Message 1: Sum: tongue-twisters

Date: Sat, 27 Jan 1996 18:17:56 GMT
From: Ivan Uemlianin <>
Subject: Sum: tongue-twisters
Dear linguists,

Here's a summary (far too late) of my tongue-twister correspondence.
Suggestions for further searches are listed at the end. As one can
see, there are quite a mix of mechanisms at work, with semantic
intererence often helping the phonological difficulties.

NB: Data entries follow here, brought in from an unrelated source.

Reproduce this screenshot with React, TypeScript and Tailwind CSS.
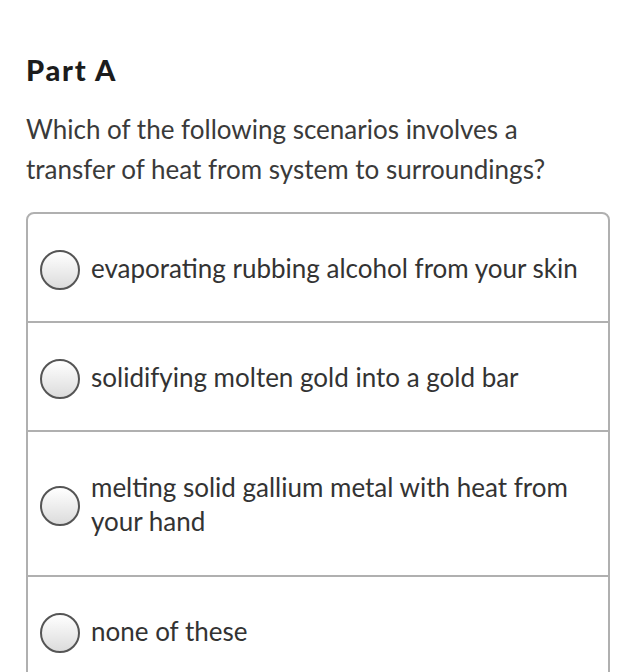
import React from 'react';

const options = [
  { text: 'evaporating rubbing alcohol from your skin', h: 'h-[107px]' },
  { text: 'solidifying molten gold into a gold bar', h: 'h-[109px]' },
  { text: 'melting solid gallium metal with heat from your hand', h: 'h-[145px]' },
  { text: 'none of these', h: 'h-[109px]' },
];

const Radio: React.FC = () => (
  <div className="w-10 h-10 shrink-0 mt-[5px] rounded-full border-2 border-[#555] bg-gradient-to-b from-white to-[#dcdcdc]" />
);

const App: React.FC = () => {
  return (
    <div className="w-[633px] h-[672px] overflow-hidden bg-white font-['Lato','Liberation_Sans',sans-serif] text-[#333]">
      <div className="pl-[26px] pr-[23px] pt-[52px]">
        <h2 className="text-[29px] font-black tracking-[0.06em] text-[#1c1c1c] leading-[36px]">Part A</h2>
        <p className="mt-[21px] text-[26px] leading-[40px] text-[#3a3a3a] pr-[60px]">
          Which of the following scenarios involves a transfer of heat from system to surroundings?
        </p>
        <div className="mt-[23px] border-2 border-[#b0b0b0] rounded-lg">
          {options.map((opt, i) => (
            <div
              key={i}
              className={`flex items-center gap-[11px] pl-[12px] pr-4 ${opt.h} ${i > 0 ? 'border-t-2 border-[#b0b0b0]' : ''}`}
            >
              <Radio />
              <span className="text-[26px] leading-[34px] text-[#333]">{opt.text}</span>
            </div>
          ))}
        </div>
      </div>
    </div>
  );
};

export default App;
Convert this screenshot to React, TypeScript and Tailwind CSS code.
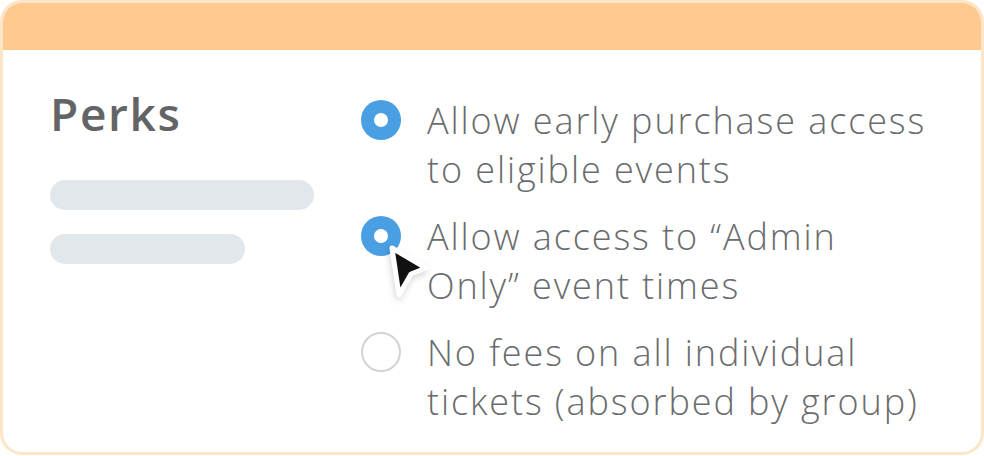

The quest
shall continue, and when/if I can rustle up a decent bibliography
(including children's books and drinking games) I'll be back.

Thanks to: Jean Godby, Lynn Messing, Marion Kee, Tony Vitale, Don
Davis, John Reighard, Marianna Pool-Westgaard, Ted Harding, Malcolm
Ross, Tony Hall, Jason Handby, Janette Woolner, Heather Jordan, Val

Ed had edited it. (For maximum effect, try it with reduced stress on
"had": Ed'd edited it);

The sixth sick shiek's sixth sheep's sick. (A variant on what the
Guiness' Book of World records considers to be the hardest
tongue-twister in English).

She sifted thistles through her thistle-sifter. (Invented by a
colleague's mother).

Give me the gift of a grip top sock: a drip-drape, ship-shape tip-top
sock. (Learned in a college acting class.)

Moses supposes his toeses are roses, but Moses supposes erroneously.
For Moses, he knowses his toeses aren't roses, as Moses supposes his
toeses to be. (from "Singing in the rain". Danny Kaye also a great
supplier of tongue-twisters).

While we were walking, we were watching window washers wash
Washington's windows with warm washing water."

"Peggy Babcock" (to be said rapidly three times).

1. Red leather, yellow leather
2. Rubber baby buggy bumpers (a baby buggy is a pram in American English,
in case this one makes no sense)

(say these five times in rapid succession).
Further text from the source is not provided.